[Stored entries]
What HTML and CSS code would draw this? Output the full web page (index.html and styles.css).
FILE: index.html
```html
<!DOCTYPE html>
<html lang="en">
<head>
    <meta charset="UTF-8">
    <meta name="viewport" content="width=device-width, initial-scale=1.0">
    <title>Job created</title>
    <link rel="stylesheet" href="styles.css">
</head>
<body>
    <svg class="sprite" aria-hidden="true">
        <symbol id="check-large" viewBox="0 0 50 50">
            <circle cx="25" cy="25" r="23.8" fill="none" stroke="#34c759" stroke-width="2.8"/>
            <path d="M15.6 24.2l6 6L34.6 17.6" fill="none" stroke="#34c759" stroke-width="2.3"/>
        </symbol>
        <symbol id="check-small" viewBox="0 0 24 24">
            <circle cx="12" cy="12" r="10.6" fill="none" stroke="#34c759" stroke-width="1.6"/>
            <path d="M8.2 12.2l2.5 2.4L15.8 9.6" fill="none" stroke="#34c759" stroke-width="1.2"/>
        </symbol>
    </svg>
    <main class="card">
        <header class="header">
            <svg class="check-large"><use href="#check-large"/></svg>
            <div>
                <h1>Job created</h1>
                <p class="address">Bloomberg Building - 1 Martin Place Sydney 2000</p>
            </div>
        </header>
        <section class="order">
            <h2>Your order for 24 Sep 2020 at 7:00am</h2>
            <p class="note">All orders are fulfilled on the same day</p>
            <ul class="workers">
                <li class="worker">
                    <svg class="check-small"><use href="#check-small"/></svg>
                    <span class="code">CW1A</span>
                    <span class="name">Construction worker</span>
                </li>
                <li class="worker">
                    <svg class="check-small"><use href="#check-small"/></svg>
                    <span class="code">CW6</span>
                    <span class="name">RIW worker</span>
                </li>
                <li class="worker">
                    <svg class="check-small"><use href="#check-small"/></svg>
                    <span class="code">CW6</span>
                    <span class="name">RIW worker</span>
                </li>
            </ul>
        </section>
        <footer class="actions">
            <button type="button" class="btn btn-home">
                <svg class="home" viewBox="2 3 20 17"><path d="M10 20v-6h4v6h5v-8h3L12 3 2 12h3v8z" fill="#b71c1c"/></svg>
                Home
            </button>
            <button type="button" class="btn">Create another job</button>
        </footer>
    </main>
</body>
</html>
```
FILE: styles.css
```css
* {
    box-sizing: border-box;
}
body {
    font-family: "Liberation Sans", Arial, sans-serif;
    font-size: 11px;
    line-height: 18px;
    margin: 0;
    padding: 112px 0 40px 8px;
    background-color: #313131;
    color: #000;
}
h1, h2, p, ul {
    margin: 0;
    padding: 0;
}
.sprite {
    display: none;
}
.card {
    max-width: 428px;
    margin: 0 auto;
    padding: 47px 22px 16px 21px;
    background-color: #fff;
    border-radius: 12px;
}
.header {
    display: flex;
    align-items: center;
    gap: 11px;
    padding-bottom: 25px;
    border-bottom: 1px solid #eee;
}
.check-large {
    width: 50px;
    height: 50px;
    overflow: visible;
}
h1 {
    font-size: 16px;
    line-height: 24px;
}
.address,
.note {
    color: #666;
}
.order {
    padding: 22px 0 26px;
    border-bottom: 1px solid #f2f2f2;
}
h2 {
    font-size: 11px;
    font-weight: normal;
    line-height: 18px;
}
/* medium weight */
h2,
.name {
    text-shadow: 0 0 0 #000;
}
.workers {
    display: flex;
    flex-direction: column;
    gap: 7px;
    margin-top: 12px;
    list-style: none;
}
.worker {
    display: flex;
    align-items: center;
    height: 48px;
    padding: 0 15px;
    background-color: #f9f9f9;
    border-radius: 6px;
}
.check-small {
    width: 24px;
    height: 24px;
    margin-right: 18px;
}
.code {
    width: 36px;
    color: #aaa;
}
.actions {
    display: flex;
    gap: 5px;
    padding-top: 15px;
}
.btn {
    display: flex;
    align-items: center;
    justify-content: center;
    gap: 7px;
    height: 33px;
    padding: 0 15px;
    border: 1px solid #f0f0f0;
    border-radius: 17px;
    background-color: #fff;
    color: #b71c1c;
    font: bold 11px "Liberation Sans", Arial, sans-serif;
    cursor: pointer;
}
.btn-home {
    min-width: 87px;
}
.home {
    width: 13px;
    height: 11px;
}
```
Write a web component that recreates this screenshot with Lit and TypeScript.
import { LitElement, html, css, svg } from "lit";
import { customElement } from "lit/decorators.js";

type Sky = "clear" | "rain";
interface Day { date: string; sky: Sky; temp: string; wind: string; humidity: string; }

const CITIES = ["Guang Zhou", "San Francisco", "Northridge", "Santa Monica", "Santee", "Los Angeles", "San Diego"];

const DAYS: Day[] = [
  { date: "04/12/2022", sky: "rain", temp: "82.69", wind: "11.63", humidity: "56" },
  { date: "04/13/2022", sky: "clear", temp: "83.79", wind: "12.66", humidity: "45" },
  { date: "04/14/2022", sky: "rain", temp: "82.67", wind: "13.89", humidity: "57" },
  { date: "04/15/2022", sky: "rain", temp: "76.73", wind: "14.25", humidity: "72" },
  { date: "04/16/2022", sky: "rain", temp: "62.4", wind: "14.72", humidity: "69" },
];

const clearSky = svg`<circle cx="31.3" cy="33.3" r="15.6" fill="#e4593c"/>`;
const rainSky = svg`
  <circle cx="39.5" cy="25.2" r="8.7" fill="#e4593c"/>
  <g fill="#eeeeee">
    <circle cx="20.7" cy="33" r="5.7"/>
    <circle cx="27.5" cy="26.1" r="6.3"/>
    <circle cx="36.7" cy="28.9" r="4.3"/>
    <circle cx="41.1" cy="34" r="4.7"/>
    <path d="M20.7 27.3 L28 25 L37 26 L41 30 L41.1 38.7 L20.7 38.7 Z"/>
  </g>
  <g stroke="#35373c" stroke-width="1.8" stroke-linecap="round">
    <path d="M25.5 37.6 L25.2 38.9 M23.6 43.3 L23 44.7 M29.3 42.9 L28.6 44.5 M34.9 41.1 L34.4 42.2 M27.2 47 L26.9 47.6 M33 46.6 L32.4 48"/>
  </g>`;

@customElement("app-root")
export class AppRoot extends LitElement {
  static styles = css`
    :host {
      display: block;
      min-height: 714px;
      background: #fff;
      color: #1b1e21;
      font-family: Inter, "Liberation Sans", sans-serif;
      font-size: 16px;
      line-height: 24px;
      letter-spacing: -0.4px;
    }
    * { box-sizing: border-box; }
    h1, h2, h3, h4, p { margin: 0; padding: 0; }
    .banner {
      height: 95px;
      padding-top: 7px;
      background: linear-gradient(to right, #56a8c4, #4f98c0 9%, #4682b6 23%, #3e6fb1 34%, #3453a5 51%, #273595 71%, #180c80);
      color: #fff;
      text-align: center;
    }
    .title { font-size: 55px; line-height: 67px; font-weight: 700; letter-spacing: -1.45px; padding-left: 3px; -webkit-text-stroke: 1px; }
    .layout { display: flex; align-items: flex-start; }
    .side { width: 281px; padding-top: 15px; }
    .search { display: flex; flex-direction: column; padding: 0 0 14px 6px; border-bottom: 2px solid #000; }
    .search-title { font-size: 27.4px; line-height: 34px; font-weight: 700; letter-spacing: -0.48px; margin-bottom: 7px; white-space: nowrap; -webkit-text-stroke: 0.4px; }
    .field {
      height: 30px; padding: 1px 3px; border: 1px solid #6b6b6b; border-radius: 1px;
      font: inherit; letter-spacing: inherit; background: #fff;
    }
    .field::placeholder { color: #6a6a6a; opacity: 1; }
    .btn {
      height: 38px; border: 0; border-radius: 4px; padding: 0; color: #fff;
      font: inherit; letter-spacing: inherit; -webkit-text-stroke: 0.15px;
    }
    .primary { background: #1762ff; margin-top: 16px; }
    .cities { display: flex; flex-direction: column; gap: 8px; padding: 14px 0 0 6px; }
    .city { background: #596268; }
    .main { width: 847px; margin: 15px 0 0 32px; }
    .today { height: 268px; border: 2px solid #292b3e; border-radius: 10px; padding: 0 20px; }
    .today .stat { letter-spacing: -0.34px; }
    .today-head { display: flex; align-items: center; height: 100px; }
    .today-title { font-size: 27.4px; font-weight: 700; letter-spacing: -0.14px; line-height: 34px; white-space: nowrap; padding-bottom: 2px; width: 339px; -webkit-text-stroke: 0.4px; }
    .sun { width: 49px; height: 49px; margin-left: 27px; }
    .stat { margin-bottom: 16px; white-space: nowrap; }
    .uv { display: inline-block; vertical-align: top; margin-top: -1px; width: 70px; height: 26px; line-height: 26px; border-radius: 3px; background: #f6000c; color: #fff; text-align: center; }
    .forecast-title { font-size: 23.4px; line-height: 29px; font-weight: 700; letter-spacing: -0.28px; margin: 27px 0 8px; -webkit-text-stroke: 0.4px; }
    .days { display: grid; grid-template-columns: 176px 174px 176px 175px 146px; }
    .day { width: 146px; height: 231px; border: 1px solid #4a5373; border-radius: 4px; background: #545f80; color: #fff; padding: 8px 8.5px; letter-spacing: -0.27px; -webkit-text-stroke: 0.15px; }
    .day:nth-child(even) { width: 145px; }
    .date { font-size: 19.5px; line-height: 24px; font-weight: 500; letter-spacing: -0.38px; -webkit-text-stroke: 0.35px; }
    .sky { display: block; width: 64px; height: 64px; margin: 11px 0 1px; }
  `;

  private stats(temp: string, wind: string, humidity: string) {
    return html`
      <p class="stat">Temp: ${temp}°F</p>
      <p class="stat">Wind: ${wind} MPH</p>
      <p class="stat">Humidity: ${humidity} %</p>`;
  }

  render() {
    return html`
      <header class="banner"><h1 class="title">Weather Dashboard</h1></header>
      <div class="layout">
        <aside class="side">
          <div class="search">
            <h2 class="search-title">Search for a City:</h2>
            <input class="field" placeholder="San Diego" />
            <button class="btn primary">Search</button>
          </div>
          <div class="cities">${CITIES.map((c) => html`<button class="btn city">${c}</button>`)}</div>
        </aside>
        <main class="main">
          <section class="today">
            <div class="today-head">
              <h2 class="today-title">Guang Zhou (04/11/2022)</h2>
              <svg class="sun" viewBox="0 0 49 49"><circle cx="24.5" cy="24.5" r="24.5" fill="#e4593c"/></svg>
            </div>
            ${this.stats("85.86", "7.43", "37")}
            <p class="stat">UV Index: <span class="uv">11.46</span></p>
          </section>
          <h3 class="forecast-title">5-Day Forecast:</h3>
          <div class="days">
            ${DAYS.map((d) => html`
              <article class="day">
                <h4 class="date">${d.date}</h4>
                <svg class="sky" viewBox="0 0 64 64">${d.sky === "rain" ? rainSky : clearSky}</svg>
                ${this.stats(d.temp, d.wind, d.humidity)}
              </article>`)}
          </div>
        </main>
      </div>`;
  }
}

(TASK BRIEF)
Reply with one number only, the count of lines above that hold the string "styles".

(FULL OUTPUT)
4